**DESCRIPTION OF THE TASK**
Find every line in the records below that holds the word "this", and copy it out.

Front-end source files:
● ● ● ●
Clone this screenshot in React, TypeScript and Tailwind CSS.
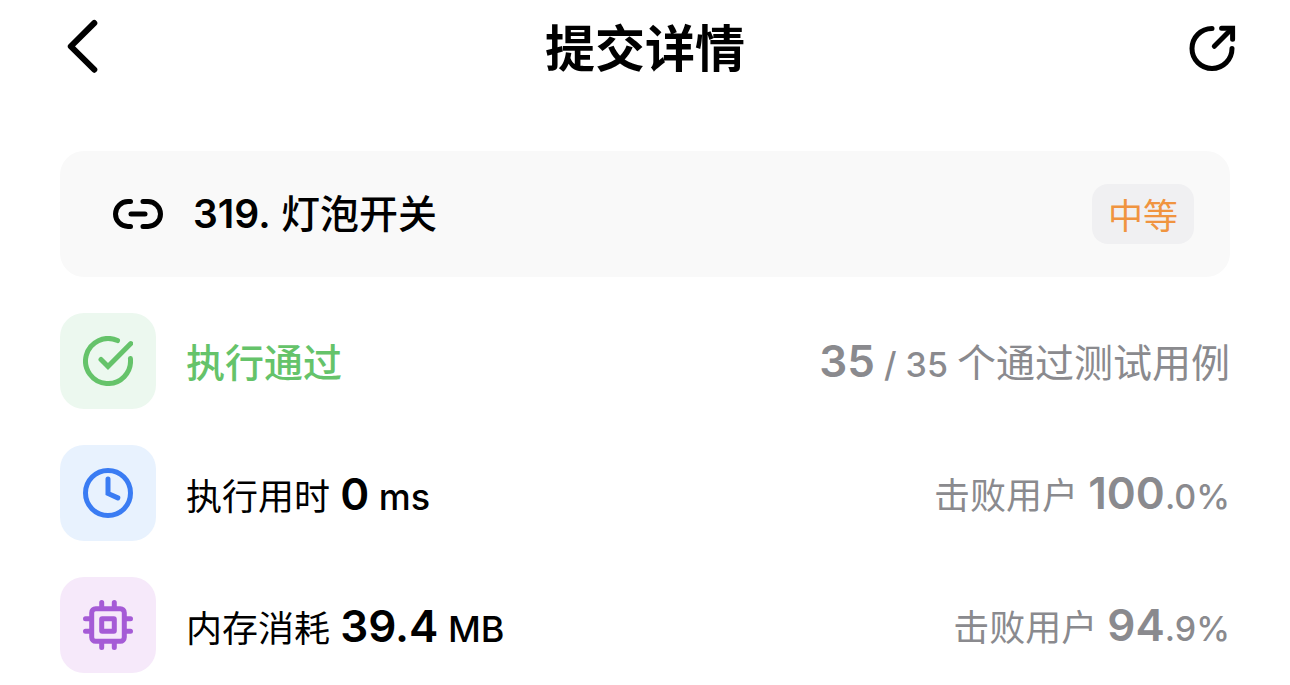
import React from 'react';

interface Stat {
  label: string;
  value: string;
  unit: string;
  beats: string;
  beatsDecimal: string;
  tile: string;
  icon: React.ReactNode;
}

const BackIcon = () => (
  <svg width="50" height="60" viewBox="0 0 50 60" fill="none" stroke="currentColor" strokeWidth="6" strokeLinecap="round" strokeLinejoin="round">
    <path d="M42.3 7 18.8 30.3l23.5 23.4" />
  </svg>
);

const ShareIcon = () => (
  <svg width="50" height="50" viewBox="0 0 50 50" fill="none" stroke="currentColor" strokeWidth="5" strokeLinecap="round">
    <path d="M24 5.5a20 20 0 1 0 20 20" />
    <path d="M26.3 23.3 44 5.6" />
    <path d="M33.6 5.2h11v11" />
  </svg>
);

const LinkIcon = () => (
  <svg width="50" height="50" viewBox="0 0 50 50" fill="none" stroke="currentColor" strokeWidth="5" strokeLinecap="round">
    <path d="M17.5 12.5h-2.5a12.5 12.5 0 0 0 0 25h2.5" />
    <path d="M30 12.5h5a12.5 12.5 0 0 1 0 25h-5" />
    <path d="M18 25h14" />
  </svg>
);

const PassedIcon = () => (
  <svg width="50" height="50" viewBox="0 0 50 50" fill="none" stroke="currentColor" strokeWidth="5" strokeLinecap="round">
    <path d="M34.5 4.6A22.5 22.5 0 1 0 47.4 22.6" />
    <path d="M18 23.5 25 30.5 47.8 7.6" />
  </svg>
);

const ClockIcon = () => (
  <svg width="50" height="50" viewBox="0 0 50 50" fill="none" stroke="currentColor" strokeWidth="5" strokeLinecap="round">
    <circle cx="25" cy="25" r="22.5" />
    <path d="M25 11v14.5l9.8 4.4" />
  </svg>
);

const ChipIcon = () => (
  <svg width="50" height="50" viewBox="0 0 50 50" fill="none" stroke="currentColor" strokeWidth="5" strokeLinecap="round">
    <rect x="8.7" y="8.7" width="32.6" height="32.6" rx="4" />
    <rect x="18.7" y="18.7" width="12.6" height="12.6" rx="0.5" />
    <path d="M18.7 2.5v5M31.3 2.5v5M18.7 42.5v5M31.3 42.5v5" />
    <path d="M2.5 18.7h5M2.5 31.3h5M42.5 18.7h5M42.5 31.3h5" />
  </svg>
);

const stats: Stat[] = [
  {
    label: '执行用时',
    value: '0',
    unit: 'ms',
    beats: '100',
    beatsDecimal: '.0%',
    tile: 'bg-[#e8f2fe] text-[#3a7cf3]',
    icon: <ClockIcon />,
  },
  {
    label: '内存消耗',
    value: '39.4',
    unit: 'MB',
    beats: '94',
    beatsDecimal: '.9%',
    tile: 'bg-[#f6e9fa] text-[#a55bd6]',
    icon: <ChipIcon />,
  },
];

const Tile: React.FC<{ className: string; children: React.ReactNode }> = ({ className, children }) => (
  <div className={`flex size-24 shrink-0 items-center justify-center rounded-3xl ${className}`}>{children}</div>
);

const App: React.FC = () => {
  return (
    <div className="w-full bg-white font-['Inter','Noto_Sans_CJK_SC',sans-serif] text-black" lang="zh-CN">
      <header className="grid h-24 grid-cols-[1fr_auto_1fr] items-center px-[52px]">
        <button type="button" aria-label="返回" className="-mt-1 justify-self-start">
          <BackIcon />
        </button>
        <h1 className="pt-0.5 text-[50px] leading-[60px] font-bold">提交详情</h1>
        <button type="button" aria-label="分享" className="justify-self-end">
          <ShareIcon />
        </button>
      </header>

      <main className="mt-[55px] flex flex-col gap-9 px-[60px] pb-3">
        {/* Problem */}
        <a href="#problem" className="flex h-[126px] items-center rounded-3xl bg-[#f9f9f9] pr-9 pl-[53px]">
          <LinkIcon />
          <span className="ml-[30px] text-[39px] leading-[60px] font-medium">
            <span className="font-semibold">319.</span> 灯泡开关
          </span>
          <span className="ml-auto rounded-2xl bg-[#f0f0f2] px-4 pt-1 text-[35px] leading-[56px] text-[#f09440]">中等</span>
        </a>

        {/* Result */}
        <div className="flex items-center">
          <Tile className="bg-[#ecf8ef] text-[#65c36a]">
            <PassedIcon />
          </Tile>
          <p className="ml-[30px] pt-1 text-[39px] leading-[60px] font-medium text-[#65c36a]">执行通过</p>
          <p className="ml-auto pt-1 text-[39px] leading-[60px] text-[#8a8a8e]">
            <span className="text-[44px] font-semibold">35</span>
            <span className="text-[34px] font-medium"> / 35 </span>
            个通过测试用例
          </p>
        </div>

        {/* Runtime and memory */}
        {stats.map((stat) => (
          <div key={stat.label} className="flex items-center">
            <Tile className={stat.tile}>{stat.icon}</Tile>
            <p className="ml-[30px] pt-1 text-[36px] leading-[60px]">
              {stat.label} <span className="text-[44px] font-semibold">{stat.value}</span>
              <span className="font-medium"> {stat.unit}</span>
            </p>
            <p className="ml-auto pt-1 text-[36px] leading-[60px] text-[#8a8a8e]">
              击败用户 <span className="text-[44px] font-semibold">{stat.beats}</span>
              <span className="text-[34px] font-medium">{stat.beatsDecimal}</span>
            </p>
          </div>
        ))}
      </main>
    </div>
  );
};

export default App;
● ● ● ●
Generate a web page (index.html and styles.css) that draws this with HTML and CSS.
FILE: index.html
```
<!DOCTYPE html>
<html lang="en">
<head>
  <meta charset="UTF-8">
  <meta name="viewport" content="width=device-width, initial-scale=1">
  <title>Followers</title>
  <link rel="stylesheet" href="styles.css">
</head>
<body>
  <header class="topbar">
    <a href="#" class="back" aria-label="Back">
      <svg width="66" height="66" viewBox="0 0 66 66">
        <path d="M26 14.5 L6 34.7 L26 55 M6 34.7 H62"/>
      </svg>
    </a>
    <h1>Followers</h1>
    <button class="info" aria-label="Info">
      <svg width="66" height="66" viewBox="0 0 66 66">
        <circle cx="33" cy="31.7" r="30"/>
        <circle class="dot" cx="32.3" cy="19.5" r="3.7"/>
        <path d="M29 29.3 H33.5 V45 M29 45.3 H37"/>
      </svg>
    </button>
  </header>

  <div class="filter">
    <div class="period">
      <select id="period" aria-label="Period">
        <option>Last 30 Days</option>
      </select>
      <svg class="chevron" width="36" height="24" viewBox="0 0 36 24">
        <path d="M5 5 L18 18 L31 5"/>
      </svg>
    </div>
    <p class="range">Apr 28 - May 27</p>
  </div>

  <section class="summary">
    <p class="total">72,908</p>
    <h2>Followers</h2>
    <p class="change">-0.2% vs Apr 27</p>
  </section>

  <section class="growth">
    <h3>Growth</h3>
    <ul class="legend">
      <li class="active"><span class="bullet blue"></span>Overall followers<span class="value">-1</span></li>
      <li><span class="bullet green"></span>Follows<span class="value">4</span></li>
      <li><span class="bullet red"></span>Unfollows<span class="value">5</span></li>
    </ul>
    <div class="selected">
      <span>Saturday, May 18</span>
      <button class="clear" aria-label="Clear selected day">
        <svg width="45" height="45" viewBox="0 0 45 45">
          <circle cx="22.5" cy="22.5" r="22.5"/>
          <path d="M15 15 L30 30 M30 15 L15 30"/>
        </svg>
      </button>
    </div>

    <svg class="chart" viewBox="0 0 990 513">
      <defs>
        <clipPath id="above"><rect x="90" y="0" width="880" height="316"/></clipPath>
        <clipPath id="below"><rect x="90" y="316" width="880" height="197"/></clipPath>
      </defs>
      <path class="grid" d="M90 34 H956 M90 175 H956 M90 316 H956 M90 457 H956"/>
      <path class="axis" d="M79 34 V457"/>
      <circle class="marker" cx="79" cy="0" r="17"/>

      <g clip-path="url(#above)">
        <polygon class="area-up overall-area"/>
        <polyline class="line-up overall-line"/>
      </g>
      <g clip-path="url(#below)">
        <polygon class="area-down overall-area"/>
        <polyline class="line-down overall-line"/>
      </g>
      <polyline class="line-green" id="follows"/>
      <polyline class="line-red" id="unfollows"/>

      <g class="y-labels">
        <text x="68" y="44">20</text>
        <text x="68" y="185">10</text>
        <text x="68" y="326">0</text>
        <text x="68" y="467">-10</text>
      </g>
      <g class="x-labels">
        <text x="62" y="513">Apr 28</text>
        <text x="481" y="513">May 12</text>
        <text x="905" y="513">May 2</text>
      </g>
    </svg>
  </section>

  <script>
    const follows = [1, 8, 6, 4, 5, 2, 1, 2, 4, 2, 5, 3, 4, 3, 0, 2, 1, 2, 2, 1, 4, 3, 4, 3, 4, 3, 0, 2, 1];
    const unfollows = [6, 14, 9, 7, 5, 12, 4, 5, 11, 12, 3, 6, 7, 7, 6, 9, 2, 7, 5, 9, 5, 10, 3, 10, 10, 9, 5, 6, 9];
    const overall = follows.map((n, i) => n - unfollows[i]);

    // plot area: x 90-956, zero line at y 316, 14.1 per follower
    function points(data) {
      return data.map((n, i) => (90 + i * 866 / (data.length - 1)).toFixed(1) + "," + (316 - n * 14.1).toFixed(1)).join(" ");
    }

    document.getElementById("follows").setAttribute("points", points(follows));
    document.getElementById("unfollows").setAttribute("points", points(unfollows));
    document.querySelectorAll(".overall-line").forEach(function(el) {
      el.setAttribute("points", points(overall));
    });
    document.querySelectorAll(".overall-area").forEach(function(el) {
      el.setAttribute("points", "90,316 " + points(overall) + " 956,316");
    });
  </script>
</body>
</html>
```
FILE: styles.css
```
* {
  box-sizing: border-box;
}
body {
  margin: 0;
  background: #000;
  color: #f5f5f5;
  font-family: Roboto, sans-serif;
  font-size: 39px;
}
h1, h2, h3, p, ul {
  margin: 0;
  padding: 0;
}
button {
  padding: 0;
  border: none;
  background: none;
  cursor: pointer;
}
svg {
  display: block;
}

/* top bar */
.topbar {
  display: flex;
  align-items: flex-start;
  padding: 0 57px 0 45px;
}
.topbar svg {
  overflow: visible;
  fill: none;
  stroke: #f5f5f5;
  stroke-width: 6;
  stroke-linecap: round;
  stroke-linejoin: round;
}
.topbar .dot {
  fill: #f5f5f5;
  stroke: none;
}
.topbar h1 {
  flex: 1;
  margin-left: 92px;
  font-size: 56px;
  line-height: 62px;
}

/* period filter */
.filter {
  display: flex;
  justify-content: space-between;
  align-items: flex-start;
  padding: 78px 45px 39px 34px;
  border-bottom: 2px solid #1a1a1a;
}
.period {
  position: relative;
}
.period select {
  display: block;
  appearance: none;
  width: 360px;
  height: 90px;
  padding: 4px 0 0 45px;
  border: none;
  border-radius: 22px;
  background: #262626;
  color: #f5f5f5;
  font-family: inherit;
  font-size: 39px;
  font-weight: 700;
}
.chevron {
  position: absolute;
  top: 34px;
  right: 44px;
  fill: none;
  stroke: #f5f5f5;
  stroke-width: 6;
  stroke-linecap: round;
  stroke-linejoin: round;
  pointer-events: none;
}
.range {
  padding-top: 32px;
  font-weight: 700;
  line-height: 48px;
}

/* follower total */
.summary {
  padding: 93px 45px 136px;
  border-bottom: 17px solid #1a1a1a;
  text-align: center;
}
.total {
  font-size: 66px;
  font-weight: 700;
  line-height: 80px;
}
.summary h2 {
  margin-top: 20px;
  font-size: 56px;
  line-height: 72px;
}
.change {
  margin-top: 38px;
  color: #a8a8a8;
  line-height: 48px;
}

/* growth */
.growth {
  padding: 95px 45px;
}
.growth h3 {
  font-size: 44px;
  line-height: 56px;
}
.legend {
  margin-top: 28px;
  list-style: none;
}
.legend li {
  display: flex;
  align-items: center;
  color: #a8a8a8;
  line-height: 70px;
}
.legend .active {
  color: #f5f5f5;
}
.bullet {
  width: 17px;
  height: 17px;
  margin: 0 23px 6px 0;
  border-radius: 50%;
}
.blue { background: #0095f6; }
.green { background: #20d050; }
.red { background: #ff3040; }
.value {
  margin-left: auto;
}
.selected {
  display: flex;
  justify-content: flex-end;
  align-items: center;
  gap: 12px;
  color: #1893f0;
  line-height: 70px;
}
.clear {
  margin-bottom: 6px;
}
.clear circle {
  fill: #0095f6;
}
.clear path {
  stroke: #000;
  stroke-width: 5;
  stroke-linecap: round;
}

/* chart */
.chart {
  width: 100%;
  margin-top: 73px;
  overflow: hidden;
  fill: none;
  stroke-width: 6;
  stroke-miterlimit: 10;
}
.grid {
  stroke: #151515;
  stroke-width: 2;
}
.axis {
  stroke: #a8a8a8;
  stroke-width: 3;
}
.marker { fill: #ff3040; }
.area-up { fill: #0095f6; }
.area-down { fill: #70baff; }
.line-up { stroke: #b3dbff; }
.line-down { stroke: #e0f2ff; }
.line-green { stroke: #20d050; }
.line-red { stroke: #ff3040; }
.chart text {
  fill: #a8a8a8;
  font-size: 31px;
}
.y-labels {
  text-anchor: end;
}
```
● ● ● ●
**OUTPUT OF THE EXERCISE**
Clone this screenshot in React, TypeScript and Tailwind CSS.
Generate a web page (index.html and styles.css) that draws this with HTML and CSS.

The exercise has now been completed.